HEALTH chiefs have issued an appeal to families to help move loved ones on from hospital after ‘bed-blocking’ hit a record high in the Borders.

Latest figures show that for the month of September there was a daily average of 88 patients ready to be discharged, but who could not due to a variety of reasons.

And in the last two years the average daily number of beds blocked due to delayed discharge has more than doubled.

In a video shared to NHS Borders’ Facebook page, Dr Lynn McCallum, medical director and a consultant at the health board, said: “As a doctor, I’m very aware of the potential dangers of people remaining in hospital beyond the time when they require ongoing health care.”

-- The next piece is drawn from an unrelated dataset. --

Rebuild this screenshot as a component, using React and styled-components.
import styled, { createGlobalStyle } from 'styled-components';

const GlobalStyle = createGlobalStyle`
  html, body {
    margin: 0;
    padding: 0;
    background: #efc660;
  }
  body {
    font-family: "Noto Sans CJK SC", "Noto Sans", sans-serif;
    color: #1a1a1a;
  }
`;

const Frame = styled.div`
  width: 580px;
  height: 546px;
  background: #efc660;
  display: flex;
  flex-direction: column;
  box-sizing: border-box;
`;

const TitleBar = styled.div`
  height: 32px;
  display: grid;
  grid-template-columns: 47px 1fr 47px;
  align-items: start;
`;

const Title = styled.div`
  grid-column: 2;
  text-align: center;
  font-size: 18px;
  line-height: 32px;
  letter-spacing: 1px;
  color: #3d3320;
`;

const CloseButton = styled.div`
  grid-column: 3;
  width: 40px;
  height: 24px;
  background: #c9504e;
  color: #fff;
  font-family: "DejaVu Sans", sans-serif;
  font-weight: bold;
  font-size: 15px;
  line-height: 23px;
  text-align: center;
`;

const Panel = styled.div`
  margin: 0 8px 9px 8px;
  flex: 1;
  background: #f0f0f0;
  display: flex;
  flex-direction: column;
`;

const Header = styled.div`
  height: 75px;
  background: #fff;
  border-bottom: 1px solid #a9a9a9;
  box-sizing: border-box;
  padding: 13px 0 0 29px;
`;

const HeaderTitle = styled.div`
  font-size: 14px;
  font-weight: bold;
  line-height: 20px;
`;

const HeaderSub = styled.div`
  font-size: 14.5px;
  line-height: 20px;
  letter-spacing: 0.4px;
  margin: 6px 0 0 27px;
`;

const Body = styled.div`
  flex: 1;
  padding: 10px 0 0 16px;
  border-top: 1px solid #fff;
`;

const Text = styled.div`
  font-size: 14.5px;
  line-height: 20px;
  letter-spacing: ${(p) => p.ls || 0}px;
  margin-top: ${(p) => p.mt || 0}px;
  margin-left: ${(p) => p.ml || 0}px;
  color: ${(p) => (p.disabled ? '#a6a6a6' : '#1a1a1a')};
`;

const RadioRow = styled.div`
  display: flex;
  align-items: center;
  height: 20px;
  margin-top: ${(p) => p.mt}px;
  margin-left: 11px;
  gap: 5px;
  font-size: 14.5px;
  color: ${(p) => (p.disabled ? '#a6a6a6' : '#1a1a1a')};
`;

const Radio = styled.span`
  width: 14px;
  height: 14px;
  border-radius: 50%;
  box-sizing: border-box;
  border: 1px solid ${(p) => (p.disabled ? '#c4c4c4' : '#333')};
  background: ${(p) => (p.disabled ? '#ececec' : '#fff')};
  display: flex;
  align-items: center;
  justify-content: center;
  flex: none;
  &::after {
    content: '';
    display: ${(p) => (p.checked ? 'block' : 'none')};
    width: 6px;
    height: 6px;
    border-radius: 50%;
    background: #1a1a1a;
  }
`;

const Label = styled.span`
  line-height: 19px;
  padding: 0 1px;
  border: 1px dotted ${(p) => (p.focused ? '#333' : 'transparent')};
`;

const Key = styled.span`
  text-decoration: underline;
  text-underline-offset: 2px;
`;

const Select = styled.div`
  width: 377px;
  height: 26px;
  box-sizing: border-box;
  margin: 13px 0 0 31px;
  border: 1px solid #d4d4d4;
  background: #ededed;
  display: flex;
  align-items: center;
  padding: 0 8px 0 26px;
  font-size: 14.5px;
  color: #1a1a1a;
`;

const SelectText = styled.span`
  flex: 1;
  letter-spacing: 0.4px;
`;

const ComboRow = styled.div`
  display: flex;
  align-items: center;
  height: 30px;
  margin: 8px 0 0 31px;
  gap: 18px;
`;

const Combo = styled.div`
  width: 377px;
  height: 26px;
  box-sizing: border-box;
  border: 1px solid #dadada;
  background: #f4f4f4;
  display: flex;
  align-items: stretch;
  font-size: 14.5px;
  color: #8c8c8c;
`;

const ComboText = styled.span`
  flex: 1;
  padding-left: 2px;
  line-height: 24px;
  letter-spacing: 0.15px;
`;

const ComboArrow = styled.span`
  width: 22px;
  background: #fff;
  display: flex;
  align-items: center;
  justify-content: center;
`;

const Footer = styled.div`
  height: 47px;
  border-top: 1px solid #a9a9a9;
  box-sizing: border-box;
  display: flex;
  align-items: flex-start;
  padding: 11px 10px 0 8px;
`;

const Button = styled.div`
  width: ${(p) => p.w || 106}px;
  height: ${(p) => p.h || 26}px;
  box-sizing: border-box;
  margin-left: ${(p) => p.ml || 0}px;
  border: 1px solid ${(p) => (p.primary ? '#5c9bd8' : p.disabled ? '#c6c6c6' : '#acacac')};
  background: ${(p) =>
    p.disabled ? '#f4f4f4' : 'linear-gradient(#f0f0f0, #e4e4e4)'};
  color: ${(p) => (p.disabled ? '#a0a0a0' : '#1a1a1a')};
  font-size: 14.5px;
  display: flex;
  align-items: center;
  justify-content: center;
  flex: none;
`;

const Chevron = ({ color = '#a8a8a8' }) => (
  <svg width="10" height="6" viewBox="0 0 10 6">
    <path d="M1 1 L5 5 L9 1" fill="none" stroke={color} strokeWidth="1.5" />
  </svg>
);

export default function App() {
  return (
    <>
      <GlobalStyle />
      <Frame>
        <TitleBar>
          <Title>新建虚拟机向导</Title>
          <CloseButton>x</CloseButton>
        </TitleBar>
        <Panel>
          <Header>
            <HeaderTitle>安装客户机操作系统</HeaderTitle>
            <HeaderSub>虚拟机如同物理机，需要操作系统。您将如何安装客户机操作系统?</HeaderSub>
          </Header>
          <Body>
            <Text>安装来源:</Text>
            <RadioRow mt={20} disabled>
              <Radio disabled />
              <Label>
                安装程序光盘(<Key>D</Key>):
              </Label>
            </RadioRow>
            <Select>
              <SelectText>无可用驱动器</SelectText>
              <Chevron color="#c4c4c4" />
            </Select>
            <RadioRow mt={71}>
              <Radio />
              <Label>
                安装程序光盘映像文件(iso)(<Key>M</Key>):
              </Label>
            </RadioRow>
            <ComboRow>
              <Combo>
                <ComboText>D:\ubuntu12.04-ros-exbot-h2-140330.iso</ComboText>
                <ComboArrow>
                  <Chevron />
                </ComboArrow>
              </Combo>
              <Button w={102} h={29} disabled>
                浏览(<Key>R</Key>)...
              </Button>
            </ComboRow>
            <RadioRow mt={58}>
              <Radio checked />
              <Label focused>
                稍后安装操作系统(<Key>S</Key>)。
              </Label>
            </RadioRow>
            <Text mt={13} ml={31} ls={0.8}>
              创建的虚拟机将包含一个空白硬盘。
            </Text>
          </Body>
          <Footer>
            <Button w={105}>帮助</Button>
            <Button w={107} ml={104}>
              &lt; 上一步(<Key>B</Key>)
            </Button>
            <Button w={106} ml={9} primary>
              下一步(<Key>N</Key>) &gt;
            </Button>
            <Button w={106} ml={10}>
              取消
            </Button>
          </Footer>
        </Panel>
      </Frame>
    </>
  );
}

She added that staff in its Health and Social Care Partnership were “working very hard” to help people leave the hospital and move on to their next place of care in “as timely a manner as possible”.

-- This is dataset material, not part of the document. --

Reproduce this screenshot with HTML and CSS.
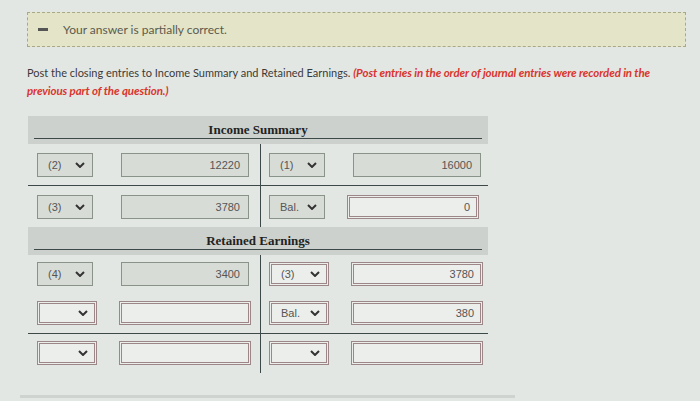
FILE: index.html
```html
<!DOCTYPE html>
<html lang="en">
<head>
  <meta charset="UTF-8" />
  <title>Closing entries</title>
  <link rel="stylesheet" href="styles.css">
</head>
<body>
<div class="page">

  <!-- result banner -->
  <div class="banner">
    <span class="minus"></span>
    <span>Your answer is partially correct.</span>
  </div>

  <p class="prompt">
    Post the closing entries to Income Summary and Retained Earnings.
    <em>(Post entries in the order of journal entries were recorded in the previous part of the question.)</em>
  </p>

  <div class="ledger">
    <div class="band"><h3>Income Summary</h3></div>

    <div class="row ruled">
      <div class="side">
        <div class="sel">(2) <svg viewBox="0 0 10 6"><polyline points="1,1 5,5 9,1"/></svg></div>
        <div class="field">12220</div>
      </div>
      <div class="side">
        <div class="sel">(1) <svg viewBox="0 0 10 6"><polyline points="1,1 5,5 9,1"/></svg></div>
        <div class="field">16000</div>
      </div>
    </div>
    <div class="row">
      <div class="side">
        <div class="sel">(3) <svg viewBox="0 0 10 6"><polyline points="1,1 5,5 9,1"/></svg></div>
        <div class="field">3780</div>
      </div>
      <div class="side">
        <div class="sel">Bal. <svg viewBox="0 0 10 6"><polyline points="1,1 5,5 9,1"/></svg></div>
        <div class="field bad">0</div>
      </div>
    </div>

    <div class="band"><h3>Retained Earnings</h3></div>

    <div class="row tight">
      <div class="side">
        <div class="sel">(4) <svg viewBox="0 0 10 6"><polyline points="1,1 5,5 9,1"/></svg></div>
        <div class="field">3400</div>
      </div>
      <div class="side">
        <div class="sel bad">(3) <svg viewBox="0 0 10 6"><polyline points="1,1 5,5 9,1"/></svg></div>
        <div class="field bad">3780</div>
      </div>
    </div>
    <div class="row tight ruled">
      <div class="side">
        <div class="sel bad"><span></span><svg viewBox="0 0 10 6"><polyline points="1,1 5,5 9,1"/></svg></div>
        <div class="field bad"></div>
      </div>
      <div class="side">
        <div class="sel bad">Bal. <svg viewBox="0 0 10 6"><polyline points="1,1 5,5 9,1"/></svg></div>
        <div class="field bad">380</div>
      </div>
    </div>
    <div class="row tight">
      <div class="side">
        <div class="sel bad"><span></span><svg viewBox="0 0 10 6"><polyline points="1,1 5,5 9,1"/></svg></div>
        <div class="field bad"></div>
      </div>
      <div class="side">
        <div class="sel bad"><span></span><svg viewBox="0 0 10 6"><polyline points="1,1 5,5 9,1"/></svg></div>
        <div class="field bad"></div>
      </div>
    </div>
  </div>

  <div class="foot"></div>
</div>
</body>
</html>
```

FILE: styles.css
```css
:root {
  --bg: #e3e7e3;
  --band: #cdd1cd;
  --rule: #3d4848;
  --box: #8a938a;
  --box-bg: #d8dcd6;
  --bad: #9c8688;
  --text: #555;
  --font: Lato, "Liberation Sans", sans-serif;
}

body {
  margin: 0;
  background: var(--bg);
  font-family: var(--font);
  color: #333;
}

.page {
  padding: 12px 0 0 27px;
}

.banner {
  width: 659px;
  height: 35px;
  box-sizing: border-box;
  display: flex;
  align-items: center;
  padding-left: 10px;
  border: 1px dashed #a9a98a;
  background: #e4e4c8;
  color: #5b5b4c;
  font-size: 12px;
}

.minus {
  width: 10px;
  height: 3px;
  background: #555;
  margin-right: 15px;
}

.prompt {
  width: 660px;
  margin: 17px 0 0;
  font-size: 11px;
  line-height: 18px;
  color: #3a3a3a;
}

.prompt em {
  color: #d9352e;
  font-weight: 700;
  font-size: 11.5px;
  letter-spacing: -0.1px;
}

.ledger {
  width: 460px;
  margin: 16px 0 0 1px;
}

.band {
  background: var(--band);
  padding: 0 6px 5px;
}

.band h3 {
  margin: 0;
  padding-top: 6px;
  text-align: center;
  font: bold 13px/16px "Liberation Serif", serif;
  color: #222;
  border-bottom: 1px solid var(--rule);
}

.row {
  display: grid;
  grid-template-columns: 232px 228px;
}

.row.ruled {
  border-bottom: 1px solid var(--rule);
}

.side {
  display: flex;
  align-items: center;
  gap: 28px;
  padding: 9px 0 8px 9px;
}

.tight .side {
  padding-top: 7px;
}

.side + .side {
  border-left: 1px solid var(--rule);
  padding-left: 8px;
}

.sel,
.field {
  height: 24px;
  box-sizing: border-box;
  border: 1px solid var(--box);
  background: var(--box-bg);
  font: 11px "Liberation Sans", sans-serif;
  color: var(--text);
}

.sel {
  width: 56px;
  display: flex;
  align-items: center;
  justify-content: space-between;
  padding: 0 7px 0 10px;
}

.sel svg {
  width: 10px;
  height: 6px;
  fill: none;
  stroke: #333;
  stroke-width: 2;
}

.field {
  width: 128px;
  line-height: 22px;
  text-align: right;
  padding-right: 8px;
}

.sel.bad,
.field.bad {
  border: 3px double var(--bad);
  background: #eceeec;
}

.sel.bad {
  width: 60px;
  padding: 0 6px 0 9px;
}

.field.bad {
  width: 132px;
  margin-left: -6px;
  line-height: 18px;
  padding-right: 6px;
}

.foot {
  width: 495px;
  margin: 22px 0 0 -7px;
  border-top: 3px solid #cfd3cf;
}
```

The figures from Public Health Scotland, which cover July 2016 to September 2023, also show the lowest average daily number of blocked beds was 19 in April 2020.

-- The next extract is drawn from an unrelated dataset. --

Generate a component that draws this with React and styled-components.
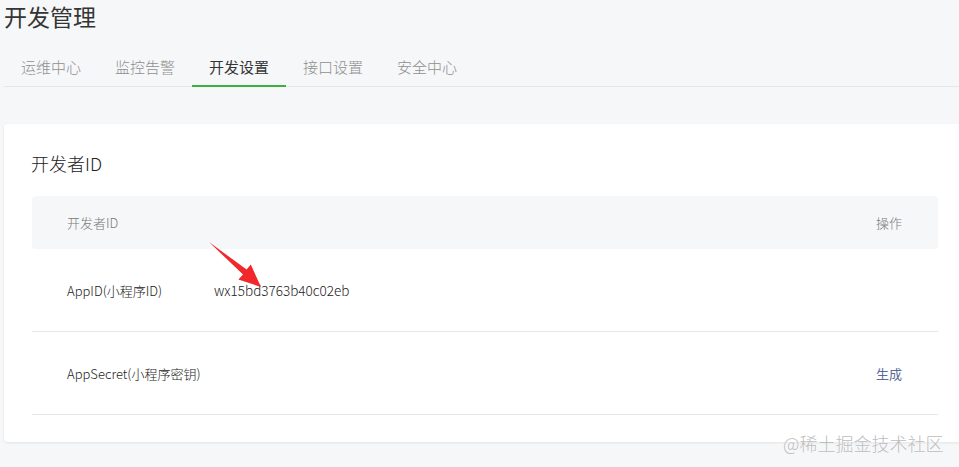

In her appeal, Dr McCallum urged families and friends with loved ones in hospital to help the health board.

She added that such support could mean patients are moved to a place of care that is not “their first choice” but will be in a “safer setting than a hospital”.

In September the leading reason for delayed discharge in patients aged 18 and over was for “health and social care reasons”.

A spokesperson for NHS Borders said: “We continue to experience significant pressure throughout the health and social care system, in addition to an increase in demand for these services.

“This pressure has resulted in many people staying in hospital for long periods of time after they are medically fit to be discharged whilst they wait for care in the community.

“The social care sector has also been under pressure from a workforce perspective which has a knock-on effect on the capacity to care for people in the community; at home or in care home facilities.

“We are working with teams across the Health & Social Care Partnership and with our wider partners to resolve this issue.

“We have developed a surge plan as we head into winter which will focus on keeping people well in the community, improve discharge from hospital and includes a £1.9m additional investment into capacity for social care for older adults.

“As a result, we are now seeing a reduction in bed occupancy and delayed discharges, and expect this to continue.

“This will allow for more people to receive the right care in the right place.”